As I previously posted, instead of calling for calm, sanity, etc., Cantor took to the airwaves and did his best to ratchet up antagonism. Hannity played a clip of Cantor attacking Democrats by saying, “It is reckless to use these incidents as media vehicles for political gain. To use such threats as political weapons is reprehensible. Enough is enough. It has to stop.”
To “balance” out Cantor, the “fair and balanced” network hosted two Republicans the network surely knew would turn up the flames, not tamp them down: Michele Bachmann and Tom Price. These two were recently reported to have wrongly concluded that the person who yelled out “Babykiller!” at Rep. Bart Stupak was not a Republican lawmaker. Price had refused to say whether or not it was inappropriate.
Sure enough, Bachmann and Price had the same views as Cantor and Hannity. Bachmann began by suggesting that Democrats were liars because she had not seen any threats coming from the tea party protest over the weekend. She had not seen Neugebauer call out “babykiller,” either but that doesn’t mean the words were not said by a Republican colleague. Bachmann added that she agreed “completely” with Eric Cantor “and it is reprehensible to create this dustup for political gain.”
Hannity made a pretense of condemning threats. But he also shrugged them off as no big deal two sentences later. “Any threat against any elected official is a threat against we, the people. It’s something that we all know in our heart. But the issue is, anybody that’s been in the public eye, including myself and I’m sure both of you, in the course of your careers, have received some kind of threat.” (Don’t forget, Hannity shrugged off waterboarding, too - he dismissed it as "dunking" - but he has yet to follow through on his promise to undergo it for charity.)
Price went through similar motions. But he followed his condemnations by attacking Democrats more explicitly. “Violence in the public place has no place whatsoever. But the leadership in the public party violated all the rules about how you handle those threats. And that is that you don’t blow them up. You don’t magnify them. You don’t politicize them. And that’s exactly what they’ve done… I agree with Rep. Cantor. It’s reckless and it’s irresponsible.”
Meanwhile, Fox News producers did their part by posting a banner on the screen that read, “DEMS & LEFT WING MEDIA BLAME GOP FOR THEATS OF VIOLENCE.”
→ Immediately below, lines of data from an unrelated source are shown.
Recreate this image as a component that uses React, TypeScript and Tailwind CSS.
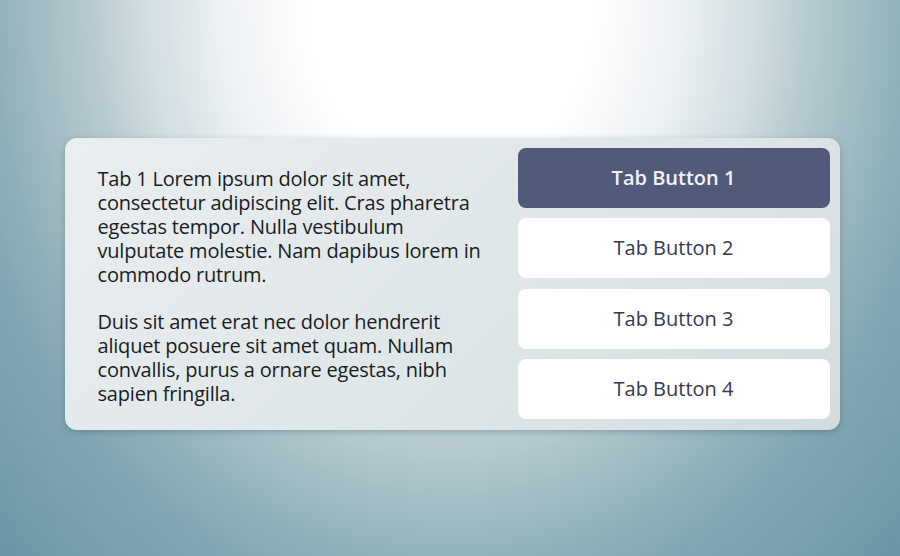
import React, { useState } from "react";

const tabs = ["Tab Button 1", "Tab Button 2", "Tab Button 3", "Tab Button 4"];

export default function App() {
  const [active, setActive] = useState(0);

  return (
    <div className="w-[900px] h-[556px] flex items-center justify-center bg-[radial-gradient(ellipse_500px_620px_at_50%_0%,#ffffff_0%,#ffffff_28%,#eef2f4_45%,#d3dfe3_60%,#bccdd3_70%,#a6bfc5_80%,#93b2ba_90%,#82a7b2_100%,#6a94a2_130%)] font-['Open_Sans',sans-serif]">
      <div className="w-[775px] h-[292px] mt-[12px] ml-[4px] flex rounded-xl bg-[linear-gradient(135deg,#e9eef0_0%,#dfe6e8_60%,#d2dcdf_100%)] shadow-[0_2px_6px_rgba(40,70,80,0.3)] p-[10px]">
        {/* Content */}
        <div className="flex-1 flex flex-col justify-center pt-[4px] pl-[23px] pr-[28px] text-[20px] leading-[24px] text-[#1a1c21] tracking-[-0.2px]">
          <p>
            {`Tab ${active + 1} Lorem ipsum dolor sit amet, consectetur adipiscing elit. Cras pharetra egestas tempor. Nulla vestibulum vulputate molestie. Nam dapibus lorem in commodo rutrum.`}
          </p>
          <p className="mt-[23px]">
            Duis sit amet erat nec dolor hendrerit aliquet posuere sit amet quam. Nullam convallis, purus a ornare egestas, nibh sapien fringilla.
          </p>
        </div>

        {/* Buttons */}
        <div className="w-[312px] flex flex-col gap-[10.33px]">
          {tabs.map((t, i) => (
            <button
              key={t}
              onClick={() => setActive(i)}
              className={`h-[60px] rounded-lg text-[20px] ${
                active === i
                  ? "bg-[#525a7c] text-[#f3f3f6] font-semibold"
                  : "bg-white text-[#353a4e]"
              }`}
            >
              {t}
            </button>
          ))}
        </div>
      </div>
    </div>
  );
}
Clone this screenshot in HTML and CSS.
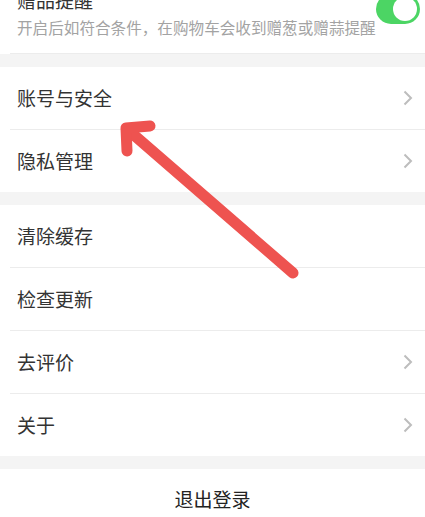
FILE: index.html
```html
<!DOCTYPE html>
<html lang="zh">
<head>
<meta charset="utf-8">
<link rel="stylesheet" href="styles.css">
</head>
<body>
<div class="page">
  <section class="group top">
    <div class="top-inner">
      <div class="top-text">
        <div class="title">赠品提醒</div>
        <div class="sub">开启后如符合条件，在购物车会收到赠葱或赠蒜提醒</div>
      </div>
      <div class="toggle"><span class="knob"></span></div>
    </div>
  </section>

  <section class="group">
    <div class="row"><span class="label">账号与安全</span><svg class="chev" viewBox="0 0 10 16"><polyline points="1.5,1.5 8,8 1.5,14.5"/></svg></div>
    <div class="row"><span class="label">隐私管理</span><svg class="chev" viewBox="0 0 10 16"><polyline points="1.5,1.5 8,8 1.5,14.5"/></svg></div>
  </section>

  <section class="group">
    <div class="row"><span class="label">清除缓存</span></div>
    <div class="row"><span class="label">检查更新</span></div>
    <div class="row"><span class="label">去评价</span><svg class="chev" viewBox="0 0 10 16"><polyline points="1.5,1.5 8,8 1.5,14.5"/></svg></div>
    <div class="row"><span class="label">关于</span><svg class="chev" viewBox="0 0 10 16"><polyline points="1.5,1.5 8,8 1.5,14.5"/></svg></div>
  </section>

  <section class="group logout">
    <span class="logout-text">退出登录</span>
  </section>

  <svg class="arrow" viewBox="0 0 425 517" width="425" height="517">
    <line x1="127" y1="129" x2="293" y2="273"/>
    <polyline points="150,126 126,128 127,151"/>
  </svg>
</div>
</body>
</html>
```

FILE: styles.css
```css
html, body {
  margin: 0;
  padding: 0;
  background: #f4f4f4;
  font-family: "Noto Sans CJK SC", "Noto Sans", sans-serif;
  overflow: hidden;
}

.page {
  position: relative;
  width: 425px;
  height: 517px;
  overflow: hidden;
}

.group {
  background: #ffffff;
  margin-bottom: 13px;
}

.top {
  margin-top: -13px;
  padding-left: 10px;
}

.top-inner {
  display: flex;
  align-items: flex-start;
  justify-content: space-between;
  padding: 0 9px 15px 7px;
  border-bottom: 1px solid #ececec;
  height: 51px;
  box-sizing: content-box;
}

.top-text {
  display: flex;
  flex-direction: column;
  gap: 3px;
}

.title {
  font-size: 19px;
  line-height: 26px;
  color: #333;
}

.sub {
  font-size: 15.6px;
  line-height: 22px;
  color: #a3a3a3;
  white-space: nowrap;
}

.toggle {
  margin-top: 7px;
  width: 44px;
  height: 30px;
  border-radius: 15px;
  background: #4cd564;
  display: flex;
  align-items: center;
  justify-content: flex-end;
  padding: 0 3px;
  box-sizing: border-box;
  flex-shrink: 0;
}

.knob {
  width: 24px;
  height: 24px;
  border-radius: 50%;
  background: #fff;
}

.row {
  height: 62px;
  display: flex;
  align-items: center;
  justify-content: space-between;
  padding: 0 12px 0 17px;
}

.row + .row {
  border-top: 1px solid #ececec;
  margin-left: 10px;
  padding-left: 7px;
}

.label {
  font-size: 19px;
  color: #333;
  line-height: 26px;
}

.chev {
  width: 10px;
  height: 16px;
  fill: none;
  stroke: #bdbdbd;
  stroke-width: 2;
}

.logout {
  height: 60px;
  display: flex;
  align-items: center;
  justify-content: center;
}

.logout-text {
  font-size: 19px;
  line-height: 26px;
  color: #222;
}

.arrow {
  position: absolute;
  left: 0;
  top: 0;
  pointer-events: none;
}

.arrow line,
.arrow polyline {
  fill: none;
  stroke: #ee5350;
  stroke-width: 11;
  stroke-linecap: round;
  stroke-linejoin: round;
}
```
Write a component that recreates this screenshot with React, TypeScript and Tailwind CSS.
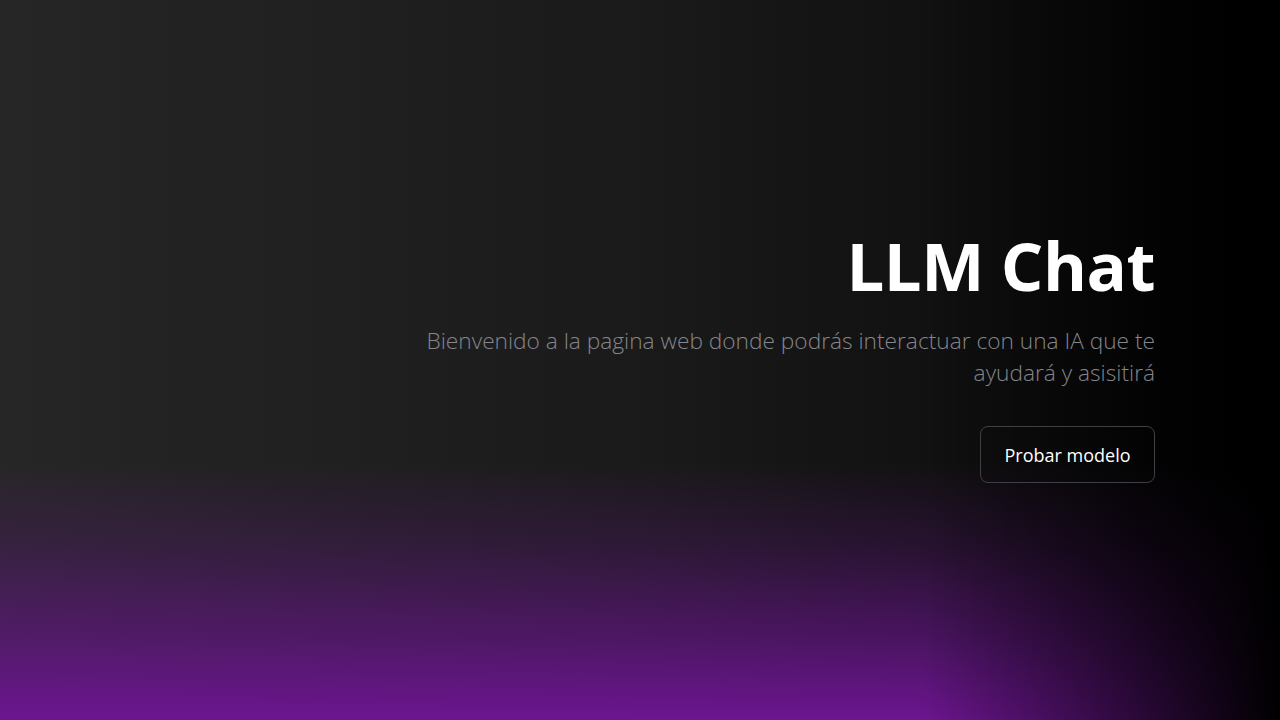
export default function App() {
  return (
    <main
      className="h-screen w-full flex items-center justify-end pr-[125px] pb-[5px] bg-[linear-gradient(to_right,transparent_72%,#000_100%),linear-gradient(to_top,#6c1590_0%,rgba(108,21,144,0.6)_12%,rgba(108,21,144,0.25)_24%,transparent_36%),linear-gradient(to_right,#262626_0%,#1a1a1a_50%,#0c0c0c_85%,#000_100%)]"
      style={{ fontFamily: '"Open Sans", "Noto Sans", sans-serif' }}
    >
      <section className="flex flex-col items-end text-right max-w-[760px]">
        <h1 className="text-[67px] leading-none font-bold text-white tracking-[-0.5px]">
          LLM Chat
        </h1>
        <p className="mt-[26px] text-[22.7px] leading-8 font-light text-[#85858c]">
          Bienvenido a la pagina web donde podrás interactuar con una IA que te
          ayudará y asisitirá
        </p>
        <button
          type="button"
          className="mt-[37px] h-[57px] w-[175px] rounded-lg border border-[#3f3f46] text-white text-lg font-medium hover:bg-white/5 transition-colors"
        >
          Probar modelo
        </button>
      </section>
    </main>
  );
}
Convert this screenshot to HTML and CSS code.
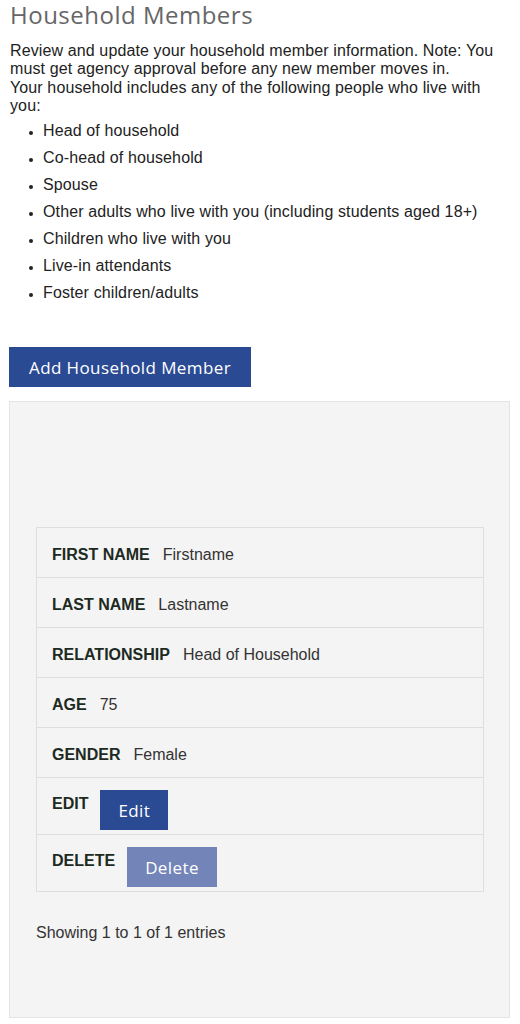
FILE: index.html
```html
<!DOCTYPE html>
<html lang="en">
<head>
<meta charset="utf-8">
<title>Household Members</title>
<link rel="stylesheet" href="styles.css">
</head>
<body>
<main class="page">
  <h1 class="title">Household Members</h1>
  <p class="intro">Review and update your household member information. Note: You must get agency approval before any new member moves in.<br>Your household includes any of the following people who live with you:</p>
  <ul class="people">
    <li>Head of household</li>
    <li>Co-head of household</li>
    <li>Spouse</li>
    <li>Other adults who live with you (including students aged 18+)</li>
    <li>Children who live with you</li>
    <li>Live-in attendants</li>
    <li>Foster children/adults</li>
  </ul>
  <button class="btn btn-add" type="button">Add Household Member</button>
  <section class="panel">
    <div class="table">
      <div class="row"><span class="label">FIRST NAME</span><span class="value">Firstname</span></div>
      <div class="row"><span class="label">LAST NAME</span><span class="value">Lastname</span></div>
      <div class="row"><span class="label">RELATIONSHIP</span><span class="value">Head of Household</span></div>
      <div class="row"><span class="label">AGE</span><span class="value">75</span></div>
      <div class="row"><span class="label">GENDER</span><span class="value">Female</span></div>
      <div class="row row-action"><span class="label">EDIT</span><button class="btn btn-small" type="button">Edit</button></div>
      <div class="row row-action"><span class="label">DELETE</span><button class="btn btn-small btn-disabled" type="button">Delete</button></div>
    </div>
    <p class="info">Showing 1 to 1 of 1 entries</p>
  </section>
</main>
</body>
</html>
```

FILE: styles.css
```css
* { box-sizing: border-box; }
html, body { margin: 0; padding: 0; background: #fff; }
body { font-family: "Liberation Sans", Arial, sans-serif; color: #222; }

.page { padding: 0 10px 0 9px; }

.title {
  margin: 0;
  padding-left: 1px;
  font-family: "Open Sans", sans-serif;
  font-weight: 400;
  font-size: 24px;
  line-height: 29px;
  letter-spacing: 0.5px;
  color: #666;
}

.intro {
  margin: 13px 0 0 1px;
  font-size: 16px;
  line-height: 18.3px;
  letter-spacing: 0.12px;
  color: #222;
}

.people {
  margin: 7px 0 0;
  padding-left: 34px;
  font-size: 16px;
  line-height: 18px;
  letter-spacing: 0.12px;
  color: #222;
}
.people li { margin-bottom: 9px; }
.people li::marker { font-size: 12px; }

.btn {
  border: 0;
  border-radius: 0;
  background: #2a4a93;
  color: #fff;
  font-family: "Open Sans", sans-serif;
  font-size: 17px;
  letter-spacing: 0.4px;
  cursor: pointer;
}

.btn-add {
  display: block;
  margin-top: 45px;
  width: 242px;
  height: 40px;
  padding: 0;
}

.panel {
  margin-top: 14px;
  width: 501px;
  background: #f4f4f4;
  border: 1px solid #e4e4e4;
  padding: 125px 25px 75px 26px;
}

.table {
  width: 448px;
  border: 1px solid #dedede;
  border-bottom: 0;
}

.row {
  display: flex;
  align-items: baseline;
  gap: 13px;
  height: 50px;
  padding: 17px 15px 0;
  border-bottom: 1px solid #dedede;
  line-height: 20px;
}

.label {
  font-weight: 700;
  font-size: 16px;
  color: #1c2a22;
}

.value {
  font-size: 16px;
  color: #333;
}

.row-action {
  align-items: flex-start;
  gap: 12px;
  height: 57px;
  padding-top: 12px;
}
.row-action .label { margin-top: 4px; }

.btn-small {
  height: 40px;
  padding: 0 18px;
}
.btn-disabled { background: #7384b8; }

.info {
  margin: 32px 0 0;
  font-size: 16px;
  line-height: 18px;
  color: #333;
}
```
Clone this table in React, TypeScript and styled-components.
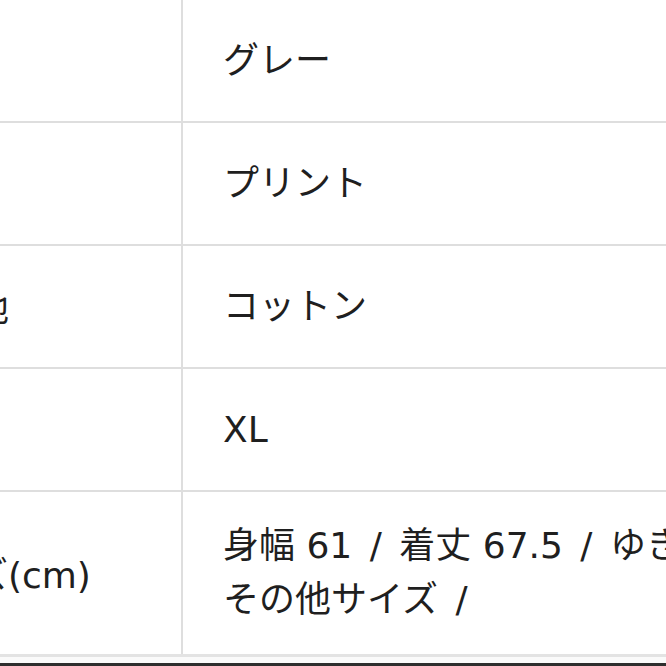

Hannity moved in for a bigger strike. “I think this is an attempt… to smear an entire movement, the tea party movement.”
“Of course that’s what it is,” Bachmann said. She said that she has received threats but that she had decided not to disclose them. “We just don’t publicize that.” Well, except for the one her party’s Whip had just publicized. Oddly, it was a point nobody on the panel seemed to think of.
More importantly, there’s a difference between some nutcase threatening her and the kind of mob antagonism that occurred on Sunday, a mob that just happened to be aligned with the GOP.
Lastly, there’s something really, really disturbing about a Congresswoman attacking her own colleagues who are being threatened, no matter what she thinks of them or how they may have handled it.
Price continued the inflammatory rhetoric. “This is the nail in the coffin for health care in the United States,” he said, in reference to the final passage of the bill. He reiterated the old “government takeover” talking points that anyone watching Fox has heard ad nauseum for a year or more.
Hannity went on to distort, in order to inflame, the findings of Fox News’ own recent poll by saying, “79% of Americans believe our economy is on the brink of collapse.” Uh, not quite. What the poll actually found is that 79% of Americans think it’s possible our economy could collapse. The actual poll question (click on the pdf link to find it) read, “Do you think it’s possible the nation’s economy could collapse or is the nation’s economy so big and strong that it could never collapse?”
Then, Hannity went on to add his own little inflammatory flourish: “Fidel Castro supports the bill so I’m sure that’s a ringing endorsement for Barack Obama.”
And David Duke’s against it, so maybe that’s a ringing endorsement for Hannity.